Ian R. Lanza, Ph.D.

Ian R. Lanza, Ph.D.

Mayo Clinic location: Rochester, Minnesota

Research topic or interests: Molecular and cellular basis of beneficial adaptations to exercise; the influence of chronic inflammation on skeletal muscle in the context of aging, obesity, and cancer; and metabolomics as a tool for solving undiagnosed diseases

Why did you choose research as a career?

My first career choice would be 'perpetual student' because I enjoy learning. A career in research is close to that, but a little more lucrative. I enjoy the freedom of pursuing whatever interests me. There are few other careers that allow this sort of freedom.

What type of research are you doing?

I am a hybrid of a basic scientist and an applied physiologist. Most of my research involves mechanistic intervention studies (e.g., nutrition, exercise and pharmacology) in humans who are at risk for metabolic disease or skeletal muscle disorders. At the same time, we conduct studies in cell culture and model systems to answer questions that would be impossible in human research.

How does the Center for Biomedical Discovery fuel your research?

The support I receive from the center provides me with resources I need to take my research to the next level. My research program is built on a foundation of grant support from National Institutes of Health, but these grants have pretty narrow guardrails and limit the extent to which risky, hypothesis-generating studies can be accomplished.

The Career Development Award allows me to pursue new ideas that are outside of the scope of funded research projects. Not all of these ideas may pan out in the end, but a few will hopefully form the foundation of new, high-impact areas of discovery.

How do you hope your research will advance our understanding of disease?

My research program centers on the notion that exercise is medicine.

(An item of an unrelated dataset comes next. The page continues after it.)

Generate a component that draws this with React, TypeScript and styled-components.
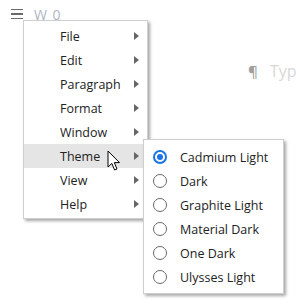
import React from 'react'
import styled, { createGlobalStyle } from 'styled-components'

const GlobalStyle = createGlobalStyle`
  html, body {
    margin: 0;
    padding: 0;
    background: #ffffff;
    overflow: hidden;
  }
  body {
    font-family: 'Segoe UI', 'Open Sans', 'Noto Sans', sans-serif;
  }
`

const Page = styled.div`
  position: relative;
  width: 296px;
  height: 307px;
  background: #fff;
  overflow: hidden;
`

const TopBar = styled.div`
  display: flex;
  align-items: center;
  gap: 11px;
  height: 28px;
  padding: 0 0 0 11px;
`

const Burger = styled.div`
  display: flex;
  flex-direction: column;
  gap: 3px;
  width: 12px;

  span {
    display: block;
    height: 1.5px;
    background: #6a6a6a;
  }
`

const WordCount = styled.div`
  font-size: 14px;
  color: #b0b6c4;
  letter-spacing: 1px;
`

const Editor = styled.div`
  display: flex;
  align-items: center;
  gap: 12px;
  width: 48px;
  padding: 32px 0 0 248px;
  font-size: 16px;
  white-space: nowrap;
  overflow: hidden;
`

const Pilcrow = styled.span`
  color: #a0a0a0;
  font-weight: 600;
  font-size: 15px;
`

const Placeholder = styled.span`
  color: #d8d8d8;
`

const Menu = styled.div<{ $top: number; $left: number; $width: number; $pad: string }>`
  position: absolute;
  top: ${({ $top }) => $top}px;
  left: ${({ $left }) => $left}px;
  width: ${({ $width }) => $width}px;
  box-sizing: border-box;
  display: flex;
  flex-direction: column;
  padding: ${({ $pad }) => $pad};
  background: #fff;
  border: 1px solid #cfcfcf;
  box-shadow: 2px 2px 3px rgba(0, 0, 0, 0.35);
  z-index: 2;
`

const Item = styled.div<{ $active?: boolean }>`
  position: relative;
  display: flex;
  align-items: center;
  height: 24px;
  padding-left: 36px;
  font-size: 12.5px;
  color: #222;
  background: ${({ $active }) => ($active ? '#e5e5e5' : 'transparent')};
`

const Arrow = styled.span`
  position: absolute;
  right: 8px;
  top: 8px;
  width: 0;
  height: 0;
  border-top: 4px solid transparent;
  border-bottom: 4px solid transparent;
  border-left: 5px solid #666;
`

const RadioItem = styled.div`
  display: flex;
  align-items: center;
  gap: 13px;
  height: 24px;
  padding-left: 9px;
  font-size: 12.5px;
  color: #222;
`

const Radio = styled.span<{ $checked?: boolean }>`
  position: relative;
  width: 14px;
  height: 14px;
  box-sizing: border-box;
  border-radius: 50%;
  border: ${({ $checked }) => ($checked ? '2px solid #1a73e8' : '1.5px solid #6a6a6a')};
  flex-shrink: 0;

  &::after {
    content: '';
    display: ${({ $checked }) => ($checked ? 'block' : 'none')};
    position: absolute;
    top: 2px;
    left: 2px;
    width: 6px;
    height: 6px;
    border-radius: 50%;
    background: #1a73e8;
  }
`

const Cursor = styled.svg`
  position: absolute;
  left: 107px;
  top: 150px;
  z-index: 3;
`

const menuItems = ['File', 'Edit', 'Paragraph', 'Format', 'Window', 'Theme', 'View', 'Help']
const themes = ['Cadmium Light', 'Dark', 'Graphite Light', 'Material Dark', 'One Dark', 'Ulysses Light']

export default function App() {
  return (
    <Page>
      <GlobalStyle />
      <TopBar>
        <Burger>
          <span />
          <span />
          <span />
        </Burger>
        <WordCount>W 0</WordCount>
      </TopBar>
      <Editor>
        <Pilcrow>¶</Pilcrow>
        <Placeholder>Typ</Placeholder>
      </Editor>

      <Menu $top={20} $left={23} $width={125} $pad="3px 0 2px">
        {menuItems.map((label) => (
          <Item key={label} $active={label === 'Theme'}>
            {label}
            <Arrow />
          </Item>
        ))}
      </Menu>

      <Menu $top={139} $left={143} $width={141} $pad="5px 0 4px">
        {themes.map((t, i) => (
          <RadioItem key={t}>
            <Radio $checked={i === 0} />
            {t}
          </RadioItem>
        ))}
      </Menu>

      <Cursor width="14" height="22" viewBox="0 0 14 22">
        <path
          d="M1 1 L1 17 L4.8 13.4 L7.6 20 L10 19 L7.3 12.6 L12.5 12.6 Z"
          fill="#fff"
          stroke="#000"
          strokeWidth="1"
        />
      </Cursor>
    </Page>
  )
}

We are specifically interested in understanding how certain chronic conditions, such as inflammation, can substantially limit an individual's ability to respond to exercise.

Rather than abandon exercise as a therapeutic strategy in those individuals, we focus on designing adjunctive therapies to be used alongside exercise to boost the beneficial responses in people who stand to benefit the most, such as those with chronic diseases such as diabetes, cachexia and sarcopenia.

In the undiagnosed disease space, we hope to bring the study of small molecule products of metabolism, called metabolomics, forward as an analytical tool into the cause of rare diseases.